Hot on the heels of Rebecca Schuman's blistering Slate article on the perils of graduate school, Sarah Kendzior has penned a piece about the exploitation of adjuncts for Al-Jazeera that Cranky Bear would heartily approve of. These articles have provoked outpourings of bitterness and approval from my friends with experience in the academic world, and for good reason. They well articulate the feeling of betrayal that many of us have.
Yet today, in the midst of all of this angst, I was talking with a former student over email about his possible grad school plans. His one option is a terminal master's program at a very prestigious university (the same program at the same university that I graduated from), and he's wondering whether to go or not. I have tried hard to expose him to the realities of the academic job market, but he is a very passionate and idealistic young man. Like me once upon a time, he is the type of person willing to sacrifice his youth and quality of life to pursue the scholarly dream. Unlike my younger self, however, he went straight from college into the work world, and now has a steady, well-paying job in the business world, and gets to live in Austin, Texas, to boot.
I have told him that he should not jettison his current life for a shot at the academic ring unless he really, really wants to do it. I have told him the odds, but like Han Solo in an asteroid field, it's still full speed ahead. I don't know what else I can do, apart from refusing to write letters of recommendation, an option that's off the table because I already wrote glowing letters for him.
As much as I tried to dissuade him from applying, I also know in my heart of hearts that he's the by far more suited to being a scholar than any other student I've had. His knowledge and theoretical understandings are warped by growing up in a repressive, rural Texas environment and attending a third-rate university full of traditionalists, but I know that grad school would easily set him right. I look at someone like this with his ability and drive, and think that it is an insane profession that would not welcome someone so suited for it.

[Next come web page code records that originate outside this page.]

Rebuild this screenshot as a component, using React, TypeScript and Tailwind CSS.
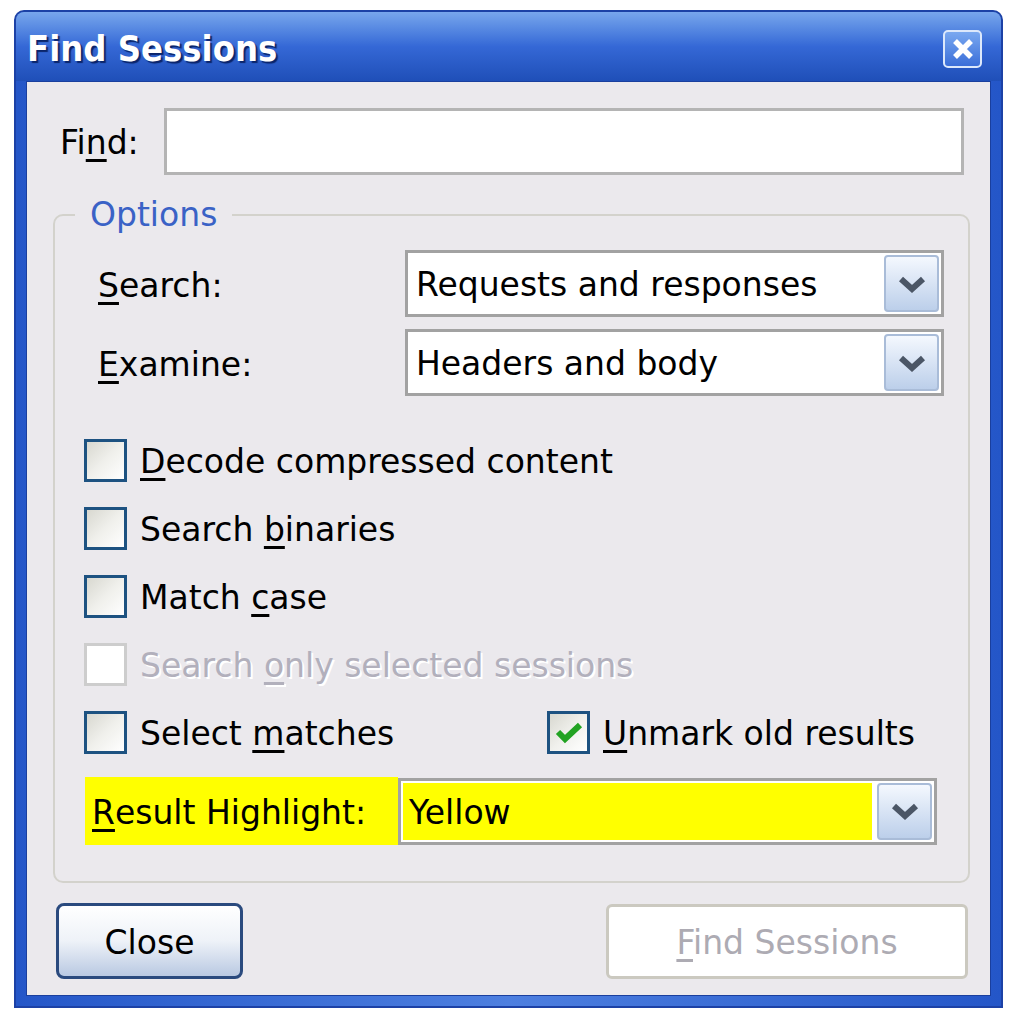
import React from "react";

const U = ({ children }: { children: React.ReactNode }) => (
  <span className="underline decoration-[3px] underline-offset-[5px]">{children}</span>
);

const Chevron = () => (
  <svg width="30" height="20" viewBox="0 0 30 20">
    <path d="M4 5 L15 15 L26 5" stroke="#4b5666" strokeWidth="6" fill="none" strokeLinejoin="miter" />
  </svg>
);

const DropBtn = () => (
  <div className="w-[55px] h-full flex items-center justify-center rounded-[4px] border-[2px] border-[#a9bcd8] bg-gradient-to-b from-[#f4f8fe] to-[#bccfea]">
    <Chevron />
  </div>
);

const Select = ({ value, yellow }: { value: string; yellow?: boolean }) => (
  <div className="w-[539px] h-[67px] border-[3px] border-[#a2a2a2] bg-white flex items-stretch p-[2px]">
    <div className={"flex-1 flex items-center pl-[6px] pt-[2px] " + (yellow ? "bg-[#ffff00] mr-[5px]" : "")}>
      <span className="text-black">{value}</span>
    </div>
    <DropBtn />
  </div>
);

const Checkbox = ({ checked, disabled }: { checked?: boolean; disabled?: boolean }) => (
  <div
    className={
      "w-[43px] h-[43px] shrink-0 border-[3px] flex items-center justify-center " +
      (disabled
        ? "border-[#cdcdcd] bg-white"
        : "border-[#1d5281] bg-gradient-to-br from-[#d8d8d0] via-[#f0f0ec] to-white")
    }
  >
    {checked && (
      <svg width="30" height="26" viewBox="0 0 30 26">
        <path d="M4 12 L11 19 L26 5" stroke="#22a322" strokeWidth="6" fill="none" />
      </svg>
    )}
  </div>
);

const CheckRow = ({ children, disabled, checked }: { children: React.ReactNode; disabled?: boolean; checked?: boolean }) => (
  <div className="h-[68px] flex items-start">
    <div className="flex items-center gap-[13px] h-[43px]">
      <Checkbox disabled={disabled} checked={checked} />
      <span className={"pt-[2px] " + (disabled ? "text-[#b2b0bc] [text-shadow:2px_2px_0_#ffffff]" : "text-black")}>{children}</span>
    </div>
  </div>
);

export default function App() {
  return (
    <div className="min-h-screen bg-white pl-[14px] pt-[10px] font-['DejaVu_Sans',sans-serif] text-[33px] leading-none">
      <div className="w-[989px] h-[998px] flex flex-col rounded-t-[10px] border-[2px] border-[#1c41a6] bg-gradient-to-r from-[#2456c8] via-[#4d7fe0] to-[#2456c8]">
        {/* Title bar */}
        <div className="h-[69px] shrink-0 flex items-center justify-between pl-[11px] pr-[19px] rounded-t-[8px] bg-gradient-to-b from-[#78a6ec] via-[#3568d6] to-[#1f4fb8]">
          <span className="pt-[4px] text-white font-bold text-[36px] font-['DejaVu_Sans_Condensed','DejaVu_Sans',sans-serif] [text-shadow:2px_2px_1px_#0a246a]">
            Find Sessions
          </span>
          <div className="mt-[4px] w-[39px] h-[38px] rounded-[5px] border-[2px] border-[#dce8fb] bg-gradient-to-b from-[#7aa8f0] to-[#3b6ed8] flex items-center justify-center">
            <svg width="22" height="22" viewBox="0 0 22 22">
              <path d="M3 3 L19 19 M19 3 L3 19" stroke="white" strokeWidth="5.5" />
            </svg>
          </div>
        </div>
        {/* Client */}
        <div className="flex-1 mx-[10px] mb-[10px] bg-[#ebe9ed] border-[1px] border-[#1a3f9e] flex flex-col">
          {/* Find row */}
          <div className="flex items-center mt-[26px] h-[67px]">
            <span className="ml-[33px] w-[104px] text-black pt-[2px]">
              Fi<U>n</U>d:
            </span>
            <div className="w-[800px] h-[67px] bg-white border-[3px] border-[#b4b4b4]" />
          </div>
          {/* Options group */}
          <fieldset className="mt-[23px] ml-[26px] w-[917px] h-[685px] border-[2px] border-[#d3d2cc] rounded-[10px] px-0 pb-0">
            <legend className="ml-[20px] px-[15px] h-[34px] leading-[34px] text-[#3a62c6]">Options</legend>
            <div className="flex flex-col pt-[18px]">
              <div className="flex items-center">
                <span className="ml-[43px] w-[307px] text-black pt-[4px]">
                  <U>S</U>earch:
                </span>
                <Select value="Requests and responses" />
              </div>
              <div className="flex items-center mt-[12px]">
                <span className="ml-[43px] w-[307px] text-black pt-[4px]">
                  <U>E</U>xamine:
                </span>
                <Select value="Headers and body" />
              </div>
              <div className="flex flex-col mt-[43px] ml-[29px]">
                <CheckRow>
                  <U>D</U>ecode compressed content
                </CheckRow>
                <CheckRow>
                  Search <U>b</U>inaries
                </CheckRow>
                <CheckRow>
                  Match <U>c</U>ase
                </CheckRow>
                <CheckRow disabled>
                  Search <U>o</U>nly selected sessions
                </CheckRow>
                <div className="flex h-[66px]">
                  <div className="w-[463px]">
                    <CheckRow>
                      Select <U>m</U>atches
                    </CheckRow>
                  </div>
                  <CheckRow checked>
                    <U>U</U>nmark old results
                  </CheckRow>
                </div>
              </div>
              <div className="flex items-center ml-[30px]">
                <div className="w-[313px] h-[68px] bg-[#ffff00] flex items-center pl-[7px] pt-[2px] text-black">
                  <U>R</U>esult Highlight:
                </div>
                <Select value="Yellow" yellow />
              </div>
            </div>
          </fieldset>
          {/* Buttons */}
          <div className="flex items-center justify-between mt-[20px] pl-[29px] pr-[22px]">
            <button className="w-[187px] h-[76px] rounded-[8px] border-[3px] border-[#2a4a7e] bg-gradient-to-b from-white via-[#eef2f8] to-[#b9c9e2] text-black pt-[2px]">
              Close
            </button>
            <button className="w-[362px] h-[75px] rounded-[6px] border-[3px] border-[#cbc9c0] bg-white text-[#adabb3] pt-[2px]">
              <U>F</U>ind Sessions
            </button>
          </div>
        </div>
      </div>
    </div>
  );
}
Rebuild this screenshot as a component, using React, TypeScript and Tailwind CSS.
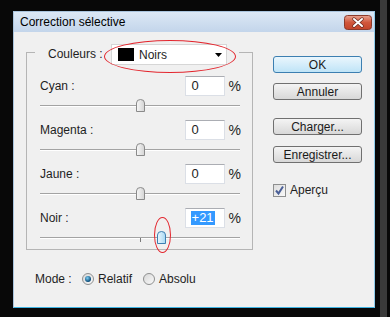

I then remind myself that it is in fact an insane profession. For instance, I know multiple people who've published books with reputable presses on important topics who can't get tenure track jobs. I know many more who are fine scholars and stellar teachers who toil as low-wage contingent faculty, or who are on the tenure track at schools that pay little and offer a pittance, if anything, for research funding. At the same time, I know complete and utter mediocrities with tenure. I have seen someone get promoted to full professor, apparently on the strength of his having been a crappy department chair. The more I think about it, the more I realize that it is these people who keep the academic dream alive. The youngsters see such mediocrity and think "if they can make it, surely I can too."
It's becoming obvious to me that just telling my former students to reconsider graduate school isn't stopping them. They don't even listen to the advice I give them on how to play the academic game. I know other former students at second tier doctoral programs who are worried about their career prospects, but who ignored my advice to jump to more prestigious universities after completing their master's degrees. These two students are very intelligent and highly capable, and will most likely toil for close to a decade to get a degree from a school whose appearance on their CV will mean an automatic toss into the discard pile come job application time.
I also told them that grad school was not the way to go in the first place, but they obviously didn't listen. Of course, neither did I at their age. I heard the horror stories, and thought to myself "I'll make sure that won't happen to me" with all the arrogance and stupidity of youth. It is becoming increasingly clear to me that the only way I can do my part to preventing the next generation of youth from being sacrificed to the Moloch of graduate school is to refuse to write anyone a letter. Deep down I know I'm not capable of such an extreme move, but I am beginning to think that this reflects an incurable sentimentality and optimism on my part, not the best interests of my students, or my moral obligations to them.